When most of us think of Arabia, we think of rolling sand dunes, scorching sun, and precious little water. But in the quite recent past it was a place of rolling grasslands and shady woods, watered by torrential monsoon rains.

The finding could help settle how and when modern humans first left Africa, where our species evolved. If Arabia was once lush and fertile, it would have been an ideal place to migrate to.

"There were more windows of opportunity for humans to leave Africa than previously thought," says lead author Ash Parton of the University of Oxford in the UK.

Our hunter-gatherer ancestors "wouldn't have been able to exist in many areas of Arabia as it is today," says Parton. "At present the Indian Ocean Monsoon just clips the very southern edge of the peninsula," so the rest of Arabia is desert.

His team's findings suggest that the monsoon pushes further into Arabia every 23,000 years, allowing plants and animals to flourish. The findings are published in the journal Geology.

Modern humans evolved in Africa around 200,000 years ago. Later on, some of them left Africa for Europe and Asia, and from there spread all around the world.

But it is not clear when they left Africa, or what route they took.

The most widely-accepted notion is that they left around 60,000 years ago, travelling along the coastline of Arabia into southern Asia. That would mean they were stuck in Africa for 140,000 years.

Other archaeologists think they left much earlier, perhaps as much as 130,000 years ago. "We have evidence that humans managed to expand out of Africa and into the Middle East between 130,000 and 90,000 years ago," says Parton. "But a lot of people have believed that this was a dead end, this was as far as they got, because of Arabia and the deserts."

Parton and his colleagues have now shown that Arabia went through several periods of heavy rainfall. This would have created savannahs and woodlands, making it much more habitable. That supports the idea of an earlier migration.

Parton studied dried-up riverbeds in south-east Arabia. Found in a quarry, the Al Sibetah site preserves the silt and sediments from the bottom of the rivers, going back 160,000 years.

They found evidence of five wet phases, during which the rivers flowed and silt was deposited.

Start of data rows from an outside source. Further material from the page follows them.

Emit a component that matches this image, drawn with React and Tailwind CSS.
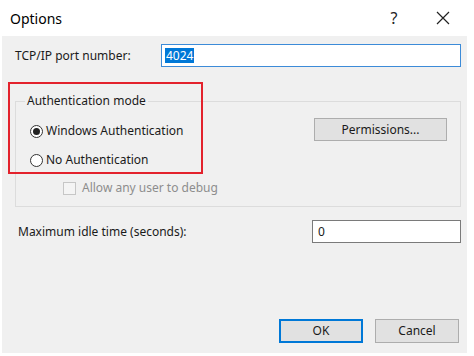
import React from "react";

function Radio({ checked }) {
  return (
    <span className="w-[13px] h-[13px] rounded-full border border-[#333] bg-white flex items-center justify-center shrink-0">
      {checked && <span className="w-[7px] h-[7px] rounded-full bg-[#222]" />}
    </span>
  );
}

export default function App() {
  return (
    <div className="w-[474px] h-[356px] bg-white relative overflow-hidden text-[12px] text-[#1a1a1a] font-['Noto_Sans',sans-serif]">
      {/* title bar */}
      <div className="h-[36px] flex items-center pl-[10px]">
        <span className="text-[14px] text-black">Options</span>
        <span className="ml-auto text-[16px] text-[#222] w-[20px] text-center">?</span>
        <svg className="ml-[32px] mr-[24px]" width="14" height="14" viewBox="0 0 14 14">
          <path d="M1 1 L13 13 M13 1 L1 13" stroke="#222" strokeWidth="1.2" fill="none" />
        </svg>
      </div>

      {/* client area */}
      <div className="h-[317px] ml-[2px] mr-[7px] bg-[#f0f0f0] flex flex-col pl-[13px] pr-[6px]">
        <div className="flex items-center mt-[8px] h-[23px]">
          <span className="w-[146px]">TCP/IP port number:</span>
          <div className="flex-1 h-[23px] border border-[#3c8bd8] bg-white flex items-center pl-[3px]">
            <span className="bg-[#0078d7] text-white leading-[15px] px-[1px]">4024</span>
          </div>
        </div>

        <fieldset className="mt-[25px] border border-[#dcdcdc] h-[115px] px-[14px] pt-[8px] relative">
          <legend className="px-[2px] ml-[-5px] text-[#1a1a1a]">Authentication mode</legend>
          <div className="flex items-start">
            <div className="flex flex-col gap-[11px] mt-[4px]">
              <label className="flex items-center gap-[3px]">
                <Radio checked />
                <span>Windows Authentication</span>
              </label>
              <label className="flex items-center gap-[3px]">
                <Radio />
                <span>No Authentication</span>
              </label>
            </div>
            <button className="ml-auto mr-[-1px] w-[133px] h-[23px] border border-[#adadad] bg-[#e1e1e1] text-[#1a1a1a]">
              Permissions...
            </button>
          </div>
          <label className="flex items-center gap-[6px] ml-[33px] mt-[10px] text-[#8d8d8d]">
            <span className="w-[13px] h-[13px] border border-[#c6c6c6] bg-[#f4f4f4]" />
            <span>Allow any user to debug</span>
          </label>
        </fieldset>

        <div className="flex items-center mt-[13px] h-[23px]">
          <span className="ml-[3px]">Maximum idle time (seconds):</span>
          <div className="ml-auto w-[149px] h-[23px] border border-[#7a7a7a] bg-white flex items-center pl-[5px]">
            0
          </div>
        </div>

        <div className="mt-auto mb-[10px] flex justify-end gap-[12px] pr-[2px]">
          <button className="w-[84px] h-[24px] border-2 border-[#0078d7] bg-[#e1e1e1]">OK</button>
          <button className="w-[84px] h-[24px] border border-[#adadad] bg-[#e1e1e1]">Cancel</button>
        </div>
      </div>

      {/* red annotation box */}
      <div className="absolute left-[8px] top-[82px] w-[195px] h-[92px] border-2 border-[#e3222c] pointer-events-none" />
    </div>
  );
}
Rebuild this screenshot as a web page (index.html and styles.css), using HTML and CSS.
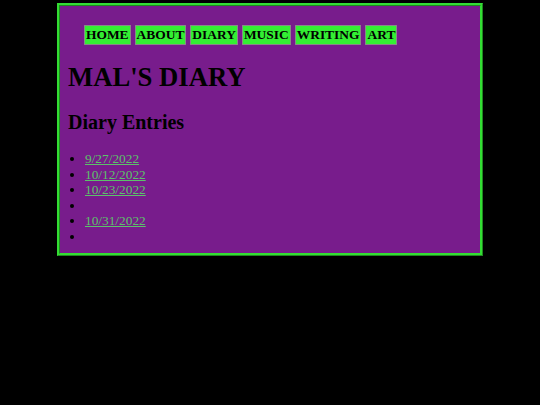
FILE: index.html
```html
<!DOCTYPE html>
<html>
<head>
<meta charset="utf-8">
<title>Mal's Diary</title>
<link rel="stylesheet" href="styles.css">
</head>
<body>
<div class="page">
  <nav class="nav">
    <a class="nav-item" href="#">HOME</a>
    <a class="nav-item" href="#">ABOUT</a>
    <a class="nav-item" href="#">DIARY</a>
    <a class="nav-item" href="#">MUSIC</a>
    <a class="nav-item" href="#">WRITING</a>
    <a class="nav-item" href="#">ART</a>
  </nav>
  <h1 class="title">MAL'S DIARY</h1>
  <h2 class="subtitle">Diary Entries</h2>
  <ul class="entries">
    <li><a href="#">9/27/2022</a></li>
    <li><a href="#">10/12/2022</a></li>
    <li><a href="#">10/23/2022</a></li>
    <li></li>
    <li><a href="#">10/31/2022</a></li>
    <li></li>
  </ul>
</div>
</body>
</html>
```
FILE: styles.css
```css
html, body {
  margin: 0;
  padding: 0;
  background: #000;
}
body {
  font-family: "Liberation Serif", "Times New Roman", serif;
  font-size: 13.33px;
  color: #000;
}
.page {
  margin: 3px auto 0;
  padding: 0 8px;
  box-sizing: border-box;
  width: 426px;
  background: #781c8c;
  border: 3px ridge #33dd33;
  display: flow-root;
}
.nav {
  display: flex;
  gap: 4px;
  padding: 19px 0 0 16px;
}
.nav-item {
  display: block;
  background: #33ee33;
  border: 1px solid #888;
  padding: 1px 1px;
  color: #000;
  font-weight: bold;
  font-size: 13.45px;
  text-decoration: none;
}
.title {
  font-size: 26.67px;
  margin: 17px 0 18px;
}
.subtitle {
  font-size: 20px;
  margin: 0 0 17px;
}
.entries {
  margin: 0 0 8px;
  padding-left: 17px;
}
.entries li {
  line-height: 15.6px;
}
.entries a {
  color: #5cc26a;
}
```
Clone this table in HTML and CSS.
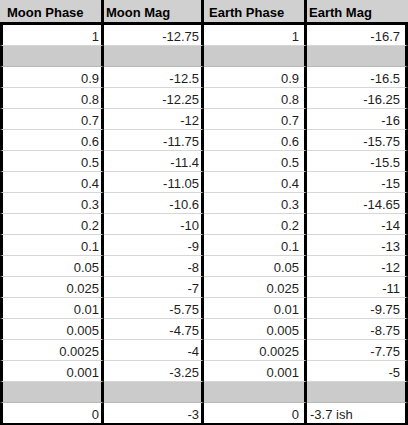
FILE: index.html
```html
<!DOCTYPE html>
<html>
<head>
<meta charset="utf-8">
<link rel="stylesheet" href="styles.css">
</head>
<body>
<div class="sheet">
  <div class="row head">
    <div class="cell c1">Moon Phase</div>
    <div class="cell c2">Moon Mag</div>
    <div class="cell c3">Earth Phase</div>
    <div class="cell c4">Earth Mag</div>
  </div>
  <div class="row"><div class="cell c1">1</div><div class="cell c2">-12.75</div><div class="cell c3">1</div><div class="cell c4">-16.7</div></div>
  <div class="row blank"><div class="cell c1"></div><div class="cell c2"></div><div class="cell c3"></div><div class="cell c4"></div></div>
  <div class="row"><div class="cell c1">0.9</div><div class="cell c2">-12.5</div><div class="cell c3">0.9</div><div class="cell c4">-16.5</div></div>
  <div class="row"><div class="cell c1">0.8</div><div class="cell c2">-12.25</div><div class="cell c3">0.8</div><div class="cell c4">-16.25</div></div>
  <div class="row"><div class="cell c1">0.7</div><div class="cell c2">-12</div><div class="cell c3">0.7</div><div class="cell c4">-16</div></div>
  <div class="row"><div class="cell c1">0.6</div><div class="cell c2">-11.75</div><div class="cell c3">0.6</div><div class="cell c4">-15.75</div></div>
  <div class="row"><div class="cell c1">0.5</div><div class="cell c2">-11.4</div><div class="cell c3">0.5</div><div class="cell c4">-15.5</div></div>
  <div class="row"><div class="cell c1">0.4</div><div class="cell c2">-11.05</div><div class="cell c3">0.4</div><div class="cell c4">-15</div></div>
  <div class="row"><div class="cell c1">0.3</div><div class="cell c2">-10.6</div><div class="cell c3">0.3</div><div class="cell c4">-14.65</div></div>
  <div class="row"><div class="cell c1">0.2</div><div class="cell c2">-10</div><div class="cell c3">0.2</div><div class="cell c4">-14</div></div>
  <div class="row"><div class="cell c1">0.1</div><div class="cell c2">-9</div><div class="cell c3">0.1</div><div class="cell c4">-13</div></div>
  <div class="row"><div class="cell c1">0.05</div><div class="cell c2">-8</div><div class="cell c3">0.05</div><div class="cell c4">-12</div></div>
  <div class="row"><div class="cell c1">0.025</div><div class="cell c2">-7</div><div class="cell c3">0.025</div><div class="cell c4">-11</div></div>
  <div class="row"><div class="cell c1">0.01</div><div class="cell c2">-5.75</div><div class="cell c3">0.01</div><div class="cell c4">-9.75</div></div>
  <div class="row"><div class="cell c1">0.005</div><div class="cell c2">-4.75</div><div class="cell c3">0.005</div><div class="cell c4">-8.75</div></div>
  <div class="row"><div class="cell c1">0.0025</div><div class="cell c2">-4</div><div class="cell c3">0.0025</div><div class="cell c4">-7.75</div></div>
  <div class="row"><div class="cell c1">0.001</div><div class="cell c2">-3.25</div><div class="cell c3">0.001</div><div class="cell c4">-5</div></div>
  <div class="row blank"><div class="cell c1"></div><div class="cell c2"></div><div class="cell c3"></div><div class="cell c4"></div></div>
  <div class="row last"><div class="cell c1">0</div><div class="cell c2">-3</div><div class="cell c3">0</div><div class="cell c4 text">-3.7 ish</div></div>
</div>
</body>
</html>
```

FILE: styles.css
```css
html, body {
  margin: 0;
  padding: 0;
  background: #ffffff;
}

.sheet {
  width: 408px;
  height: 425px;
  overflow: hidden;
  font-family: "Liberation Sans", Arial, sans-serif;
  font-size: 13px;
  color: #1e1e1e;
}

.row {
  display: flex;
  height: 21px;
}

.cell {
  box-sizing: border-box;
  height: 21px;
  padding-top: 3px;
  line-height: 18px;
  text-align: right;
  white-space: nowrap;
  border-right: 3px solid #000;
  border-bottom: 1px solid #d6d6d6;
  background: #ffffff;
}

.c1 { width: 104px; border-left: 3px solid #000; padding-right: 2px; }
.c2 { width: 100px; padding-right: 2px; }
.c3 { width: 103px; padding-right: 5px; }
.c4 { width: 101px; padding-right: 5px; }

.cell.text {
  text-align: left;
  padding-left: 3px;
}

.blank .cell {
  background: #cbcbcb;
  border-bottom-color: #b9b9b9;
}

.row.last,
.last .cell {
  height: 22px;
}

.last .cell {
  border-bottom: 2px solid #000;
}

.head {
  height: 25px;
}

.head .cell {
  height: 25px;
  padding-top: 2px;
  line-height: 21px;
  text-align: left;
  font-weight: bold;
  color: #000;
  background: #d0d0d0;
  border-bottom: 3px solid #000;
  padding-right: 0;
}

.head .c1 { border-left: none; padding-left: 7px; }
.head .c2 { padding-left: 2px; }
.head .c3 { padding-left: 5px; }
.head .c4 { padding-left: 2px; border-right: none; }
```
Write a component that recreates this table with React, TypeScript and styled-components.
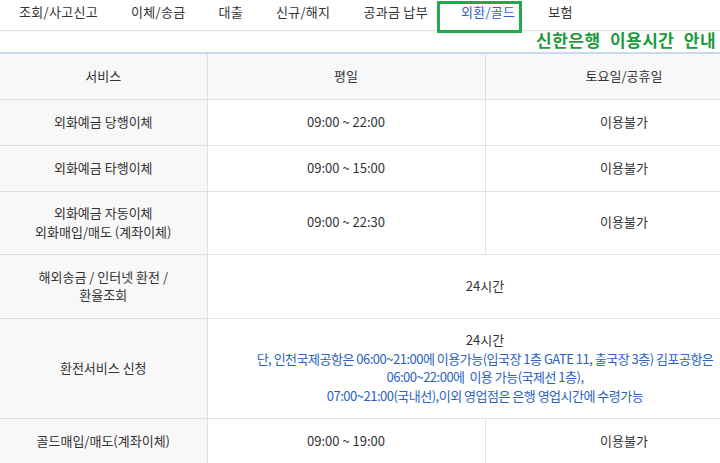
import React from "react";
import styled, { createGlobalStyle } from "styled-components";

const Global = createGlobalStyle`
  html, body { margin: 0; padding: 0; overflow: hidden; background: #ffffff; }
  body { font-family: "Noto Sans CJK KR", "Noto Sans", sans-serif; color: #333333; }
`;

const Page = styled.div`
  width: 720px;
  height: 463px;
  overflow: hidden;
  background: #ffffff;
`;

const Nav = styled.nav`
  position: relative;
  display: flex;
  align-items: flex-start;
  gap: 33px;
  height: 30px;
  padding-left: 19px;
  border-bottom: 1px solid #e3e3e3;
  box-shadow: 0 1px 1px rgba(0, 0, 0, 0.03);
`;

const NavItem = styled.a<{ $active?: boolean }>`
  font-size: 13px;
  line-height: 24px;
  letter-spacing: 0.3px;
  white-space: nowrap;
  color: ${(p) => (p.$active ? "#2a62c4" : "#333333")};
  text-decoration: none;
`;

const Highlight = styled.div`
  position: absolute;
  left: 437px;
  top: 1px;
  width: 85px;
  height: 32px;
  box-sizing: border-box;
  border: 3px solid #21a94b;
  pointer-events: none;
`;

const TitleRow = styled.div`
  height: 21px;
  padding-left: 536px;
  white-space: nowrap;
`;

const Title = styled.h2`
  margin: 0;
  font-size: 17px;
  line-height: 18px;
  font-weight: 700;
  letter-spacing: 0.5px;
  word-spacing: 5px;
  color: #1b9b3b;
`;

const Table = styled.table`
  width: 763px;
  table-layout: fixed;
  border-collapse: collapse;
  border-top: 2px solid #c9d9ee;
`;

const Row = styled.tr<{ $h: number }>`
  height: ${(p) => p.$h}px;
`;

const Cell = styled.td<{ $label?: boolean }>`
  padding: 0 10px;
  border: 1px solid #e0e0e0;
  border-left: none;
  text-align: center;
  vertical-align: middle;
  font-size: 13px;
  line-height: 18.5px;
  color: #333333;
  background: ${(p) => (p.$label ? "#f8f8f8" : "#ffffff")};
  & + & { border-left: 1px solid #e0e0e0; }
`;

const HeadCell = styled.th`
  padding: 0 10px;
  border: 1px solid #e0e0e0;
  border-top: none;
  border-left: none;
  text-align: center;
  vertical-align: middle;
  font-size: 13px;
  font-weight: 400;
  line-height: 18px;
  color: #333333;
  background: #f8f8f8;
  & + & { border-left: 1px solid #e0e0e0; }
`;

const Note = styled.span`
  display: block;
  color: #2a62c4;
  letter-spacing: -0.5px;
  white-space: nowrap;
`;

const Plain = styled.span`
  display: block;
`;

const navItems = ["조회/사고신고", "이체/송금", "대출", "신규/해지", "공과금 납부", "외환/골드", "보험"];

type R = { label: React.ReactNode; weekday: string; holiday: string; h: number };

const rows: R[] = [
  { label: "외화예금 당행이체", weekday: "09:00 ~ 22:00", holiday: "이용불가", h: 46 },
  { label: "외화예금 타행이체", weekday: "09:00 ~ 15:00", holiday: "이용불가", h: 46 },
  {
    label: (
      <>
        외화예금 자동이체
        <br />
        외화매입/매도 (계좌이체)
      </>
    ),
    weekday: "09:00 ~ 22:30",
    holiday: "이용불가",
    h: 63,
  },
];

export default function App() {
  return (
    <Page>
      <Global />
      <Nav>
        {navItems.map((n) => (
          <NavItem key={n} $active={n === "외환/골드"}>
            {n}
          </NavItem>
        ))}
        <Highlight />
      </Nav>
      <TitleRow>
        <Title>신한은행 이용시간 안내</Title>
      </TitleRow>
      <Table>
        <colgroup>
          <col style={{ width: 207 }} />
          <col style={{ width: 278 }} />
          <col style={{ width: 278 }} />
        </colgroup>
        <thead>
          <Row $h={46}>
            <HeadCell>서비스</HeadCell>
            <HeadCell>평일</HeadCell>
            <HeadCell>토요일/공휴일</HeadCell>
          </Row>
        </thead>
        <tbody>
          {rows.map((r, i) => (
            <Row key={i} $h={r.h}>
              <Cell $label>{r.label}</Cell>
              <Cell>{r.weekday}</Cell>
              <Cell>{r.holiday}</Cell>
            </Row>
          ))}
          <Row $h={64}>
            <Cell $label>
              해외송금 / 인터넷 환전 /
              <br />
              환율조회
            </Cell>
            <Cell colSpan={2}>
              <Plain>24시간</Plain>
            </Cell>
          </Row>
          <Row $h={100}>
            <Cell $label>환전서비스 신청</Cell>
            <Cell colSpan={2}>
              <Plain>24시간</Plain>
              <Note>단, 인천국제공항은 06:00~21:00에 이용가능(입국장 1층 GATE 11, 출국장 3층) 김포공항은</Note>
              <Note>06:00~22:00에&nbsp;&nbsp;이용 가능(국제선 1층),</Note>
              <Note>07:00~21:00(국내선),이외 영업점은 은행 영업시간에 수령가능</Note>
            </Cell>
          </Row>
          <Row $h={46}>
            <Cell $label>골드매입/매도(계좌이체)</Cell>
            <Cell>09:00 ~ 19:00</Cell>
            <Cell>이용불가</Cell>
          </Row>
        </tbody>
      </Table>
    </Page>
  );
}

During the dry times, there was little water flow and less silt was laid down.

The first wet phase happened between 160,000 and 150,000 years ago, and the most recent was around 55,000 years ago. Each was an opportunity for people to move out of Africa towards Asia.

Previous studies had suggested that rainfall increased during these periods, but it was unclear how much. In a scorching desert, a little extra rainfall doesn't make much difference. The new study suggests that the increases were big enough to support rich ecosystems.

"The environmental record I've got fits perfectly with the archaeological record," says Parton. "There was a whole series of movements of humans into Arabia."